Provided material:

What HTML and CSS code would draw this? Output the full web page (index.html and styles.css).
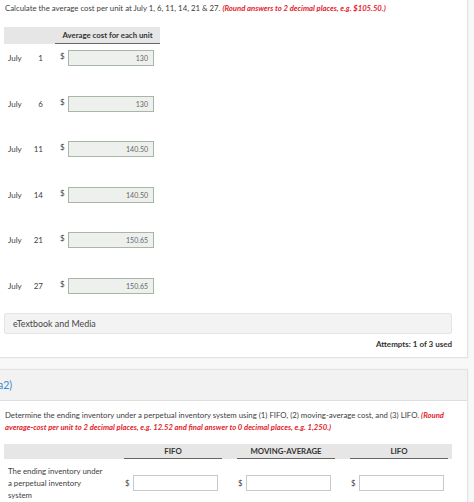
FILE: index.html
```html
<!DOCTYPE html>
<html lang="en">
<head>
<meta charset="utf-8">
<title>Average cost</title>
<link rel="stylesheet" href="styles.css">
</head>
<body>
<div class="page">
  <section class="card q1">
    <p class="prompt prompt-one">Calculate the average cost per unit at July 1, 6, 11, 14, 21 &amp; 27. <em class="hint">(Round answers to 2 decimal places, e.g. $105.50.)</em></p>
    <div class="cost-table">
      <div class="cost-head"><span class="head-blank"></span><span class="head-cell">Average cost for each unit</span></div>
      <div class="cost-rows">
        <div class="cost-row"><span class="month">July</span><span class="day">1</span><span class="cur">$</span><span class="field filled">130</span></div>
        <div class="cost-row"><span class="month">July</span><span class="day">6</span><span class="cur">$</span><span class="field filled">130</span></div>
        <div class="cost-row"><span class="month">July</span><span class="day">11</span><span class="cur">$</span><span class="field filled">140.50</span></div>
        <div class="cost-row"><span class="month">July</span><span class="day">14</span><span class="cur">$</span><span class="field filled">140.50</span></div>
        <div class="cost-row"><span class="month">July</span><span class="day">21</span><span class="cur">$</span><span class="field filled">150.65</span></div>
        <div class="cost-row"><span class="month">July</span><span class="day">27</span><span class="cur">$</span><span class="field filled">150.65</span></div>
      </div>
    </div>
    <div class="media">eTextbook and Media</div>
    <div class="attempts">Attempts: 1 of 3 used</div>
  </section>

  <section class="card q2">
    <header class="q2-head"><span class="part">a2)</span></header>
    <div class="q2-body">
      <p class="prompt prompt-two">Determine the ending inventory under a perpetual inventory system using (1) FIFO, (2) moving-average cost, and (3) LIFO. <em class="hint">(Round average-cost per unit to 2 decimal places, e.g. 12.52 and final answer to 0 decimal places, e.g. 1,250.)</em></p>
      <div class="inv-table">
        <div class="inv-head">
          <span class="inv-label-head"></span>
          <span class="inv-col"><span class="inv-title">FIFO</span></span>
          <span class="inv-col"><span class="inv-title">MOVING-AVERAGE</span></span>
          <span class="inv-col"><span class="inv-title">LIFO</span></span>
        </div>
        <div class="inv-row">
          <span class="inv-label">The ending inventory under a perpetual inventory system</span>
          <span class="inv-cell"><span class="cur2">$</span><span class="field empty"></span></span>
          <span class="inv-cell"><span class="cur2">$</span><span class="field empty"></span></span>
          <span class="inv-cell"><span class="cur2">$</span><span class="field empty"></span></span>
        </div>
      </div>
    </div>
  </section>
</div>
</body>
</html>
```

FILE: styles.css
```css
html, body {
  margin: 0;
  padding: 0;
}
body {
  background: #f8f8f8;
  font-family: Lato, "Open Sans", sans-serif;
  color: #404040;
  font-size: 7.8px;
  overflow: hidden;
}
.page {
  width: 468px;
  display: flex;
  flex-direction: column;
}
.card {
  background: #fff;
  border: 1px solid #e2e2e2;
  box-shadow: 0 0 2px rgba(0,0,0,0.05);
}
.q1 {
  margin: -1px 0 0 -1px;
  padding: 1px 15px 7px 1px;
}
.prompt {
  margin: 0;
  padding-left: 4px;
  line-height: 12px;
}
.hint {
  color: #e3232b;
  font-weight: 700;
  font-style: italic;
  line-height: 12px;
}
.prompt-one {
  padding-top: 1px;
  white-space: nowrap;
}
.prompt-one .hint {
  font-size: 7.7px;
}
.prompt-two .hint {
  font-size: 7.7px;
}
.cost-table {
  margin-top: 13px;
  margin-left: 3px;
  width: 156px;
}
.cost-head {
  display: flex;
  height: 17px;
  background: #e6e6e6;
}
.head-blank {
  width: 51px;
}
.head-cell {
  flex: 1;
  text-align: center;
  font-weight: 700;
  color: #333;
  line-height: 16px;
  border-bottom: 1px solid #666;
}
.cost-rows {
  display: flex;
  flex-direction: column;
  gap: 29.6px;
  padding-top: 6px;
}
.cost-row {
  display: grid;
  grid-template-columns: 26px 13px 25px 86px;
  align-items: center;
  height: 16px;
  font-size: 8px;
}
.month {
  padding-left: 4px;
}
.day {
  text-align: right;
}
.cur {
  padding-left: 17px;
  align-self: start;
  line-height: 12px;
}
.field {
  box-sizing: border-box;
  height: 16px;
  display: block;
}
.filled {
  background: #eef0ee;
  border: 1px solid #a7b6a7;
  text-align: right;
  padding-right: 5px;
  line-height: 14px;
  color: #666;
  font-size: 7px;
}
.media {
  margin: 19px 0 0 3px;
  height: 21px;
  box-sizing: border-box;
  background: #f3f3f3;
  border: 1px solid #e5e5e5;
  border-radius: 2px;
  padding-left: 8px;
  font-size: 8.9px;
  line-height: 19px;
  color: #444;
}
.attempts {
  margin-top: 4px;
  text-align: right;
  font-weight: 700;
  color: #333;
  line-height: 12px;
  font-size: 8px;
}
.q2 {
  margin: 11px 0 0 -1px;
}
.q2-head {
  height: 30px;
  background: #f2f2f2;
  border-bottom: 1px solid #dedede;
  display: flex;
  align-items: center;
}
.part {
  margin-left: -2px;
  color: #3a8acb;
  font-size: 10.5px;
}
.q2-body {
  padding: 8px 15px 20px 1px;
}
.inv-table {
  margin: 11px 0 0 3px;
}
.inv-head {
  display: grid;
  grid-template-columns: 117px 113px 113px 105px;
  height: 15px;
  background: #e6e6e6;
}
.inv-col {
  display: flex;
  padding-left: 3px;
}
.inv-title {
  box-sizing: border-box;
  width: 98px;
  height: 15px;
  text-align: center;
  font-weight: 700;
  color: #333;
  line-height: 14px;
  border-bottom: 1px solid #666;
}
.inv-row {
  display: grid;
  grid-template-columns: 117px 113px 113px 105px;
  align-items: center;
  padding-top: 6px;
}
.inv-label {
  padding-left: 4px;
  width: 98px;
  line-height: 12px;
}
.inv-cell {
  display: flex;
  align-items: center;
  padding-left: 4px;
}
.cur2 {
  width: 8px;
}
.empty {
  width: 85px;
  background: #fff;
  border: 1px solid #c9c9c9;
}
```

What you need to do:
Except for the pictures, print the data above exactly.

Reply:
What HTML and CSS code would draw this? Output the full web page (index.html and styles.css).
FILE: index.html
```html
<!DOCTYPE html>
<html lang="en">
<head>
<meta charset="utf-8">
<title>Average cost</title>
<link rel="stylesheet" href="styles.css">
</head>
<body>
<div class="page">
  <section class="card q1">
    <p class="prompt prompt-one">Calculate the average cost per unit at July 1, 6, 11, 14, 21 &amp; 27. <em class="hint">(Round answers to 2 decimal places, e.g. $105.50.)</em></p>
    <div class="cost-table">
      <div class="cost-head"><span class="head-blank"></span><span class="head-cell">Average cost for each unit</span></div>
      <div class="cost-rows">
        <div class="cost-row"><span class="month">July</span><span class="day">1</span><span class="cur">$</span><span class="field filled">130</span></div>
        <div class="cost-row"><span class="month">July</span><span class="day">6</span><span class="cur">$</span><span class="field filled">130</span></div>
        <div class="cost-row"><span class="month">July</span><span class="day">11</span><span class="cur">$</span><span class="field filled">140.50</span></div>
        <div class="cost-row"><span class="month">July</span><span class="day">14</span><span class="cur">$</span><span class="field filled">140.50</span></div>
        <div class="cost-row"><span class="month">July</span><span class="day">21</span><span class="cur">$</span><span class="field filled">150.65</span></div>
        <div class="cost-row"><span class="month">July</span><span class="day">27</span><span class="cur">$</span><span class="field filled">150.65</span></div>
      </div>
    </div>
    <div class="media">eTextbook and Media</div>
    <div class="attempts">Attempts: 1 of 3 used</div>
  </section>

  <section class="card q2">
    <header class="q2-head"><span class="part">a2)</span></header>
    <div class="q2-body">
      <p class="prompt prompt-two">Determine the ending inventory under a perpetual inventory system using (1) FIFO, (2) moving-average cost, and (3) LIFO. <em class="hint">(Round average-cost per unit to 2 decimal places, e.g. 12.52 and final answer to 0 decimal places, e.g. 1,250.)</em></p>
      <div class="inv-table">
        <div class="inv-head">
          <span class="inv-label-head"></span>
          <span class="inv-col"><span class="inv-title">FIFO</span></span>
          <span class="inv-col"><span class="inv-title">MOVING-AVERAGE</span></span>
          <span class="inv-col"><span class="inv-title">LIFO</span></span>
        </div>
        <div class="inv-row">
          <span class="inv-label">The ending inventory under a perpetual inventory system</span>
          <span class="inv-cell"><span class="cur2">$</span><span class="field empty"></span></span>
          <span class="inv-cell"><span class="cur2">$</span><span class="field empty"></span></span>
          <span class="inv-cell"><span class="cur2">$</span><span class="field empty"></span></span>
        </div>
      </div>
    </div>
  </section>
</div>
</body>
</html>
```

FILE: styles.css
```css
html, body {
  margin: 0;
  padding: 0;
}
body {
  background: #f8f8f8;
  font-family: Lato, "Open Sans", sans-serif;
  color: #404040;
  font-size: 7.8px;
  overflow: hidden;
}
.page {
  width: 468px;
  display: flex;
  flex-direction: column;
}
.card {
  background: #fff;
  border: 1px solid #e2e2e2;
  box-shadow: 0 0 2px rgba(0,0,0,0.05);
}
.q1 {
  margin: -1px 0 0 -1px;
  padding: 1px 15px 7px 1px;
}
.prompt {
  margin: 0;
  padding-left: 4px;
  line-height: 12px;
}
.hint {
  color: #e3232b;
  font-weight: 700;
  font-style: italic;
  line-height: 12px;
}
.prompt-one {
  padding-top: 1px;
  white-space: nowrap;
}
.prompt-one .hint {
  font-size: 7.7px;
}
.prompt-two .hint {
  font-size: 7.7px;
}
.cost-table {
  margin-top: 13px;
  margin-left: 3px;
  width: 156px;
}
.cost-head {
  display: flex;
  height: 17px;
  background: #e6e6e6;
}
.head-blank {
  width: 51px;
}
.head-cell {
  flex: 1;
  text-align: center;
  font-weight: 700;
  color: #333;
  line-height: 16px;
  border-bottom: 1px solid #666;
}
.cost-rows {
  display: flex;
  flex-direction: column;
  gap: 29.6px;
  padding-top: 6px;
}
.cost-row {
  display: grid;
  grid-template-columns: 26px 13px 25px 86px;
  align-items: center;
  height: 16px;
  font-size: 8px;
}
.month {
  padding-left: 4px;
}
.day {
  text-align: right;
}
.cur {
  padding-left: 17px;
  align-self: start;
  line-height: 12px;
}
.field {
  box-sizing: border-box;
  height: 16px;
  display: block;
}
.filled {
  background: #eef0ee;
  border: 1px solid #a7b6a7;
  text-align: right;
  padding-right: 5px;
  line-height: 14px;
  color: #666;
  font-size: 7px;
}
.media {
  margin: 19px 0 0 3px;
  height: 21px;
  box-sizing: border-box;
  background: #f3f3f3;
  border: 1px solid #e5e5e5;
  border-radius: 2px;
  padding-left: 8px;
  font-size: 8.9px;
  line-height: 19px;
  color: #444;
}
.attempts {
  margin-top: 4px;
  text-align: right;
  font-weight: 700;
  color: #333;
  line-height: 12px;
  font-size: 8px;
}
.q2 {
  margin: 11px 0 0 -1px;
}
.q2-head {
  height: 30px;
  background: #f2f2f2;
  border-bottom: 1px solid #dedede;
  display: flex;
  align-items: center;
}
.part {
  margin-left: -2px;
  color: #3a8acb;
  font-size: 10.5px;
}
.q2-body {
  padding: 8px 15px 20px 1px;
}
.inv-table {
  margin: 11px 0 0 3px;
}
.inv-head {
  display: grid;
  grid-template-columns: 117px 113px 113px 105px;
  height: 15px;
  background: #e6e6e6;
}
.inv-col {
  display: flex;
  padding-left: 3px;
}
.inv-title {
  box-sizing: border-box;
  width: 98px;
  height: 15px;
  text-align: center;
  font-weight: 700;
  color: #333;
  line-height: 14px;
  border-bottom: 1px solid #666;
}
.inv-row {
  display: grid;
  grid-template-columns: 117px 113px 113px 105px;
  align-items: center;
  padding-top: 6px;
}
.inv-label {
  padding-left: 4px;
  width: 98px;
  line-height: 12px;
}
.inv-cell {
  display: flex;
  align-items: center;
  padding-left: 4px;
}
.cur2 {
  width: 8px;
}
.empty {
  width: 85px;
  background: #fff;
  border: 1px solid #c9c9c9;
}
```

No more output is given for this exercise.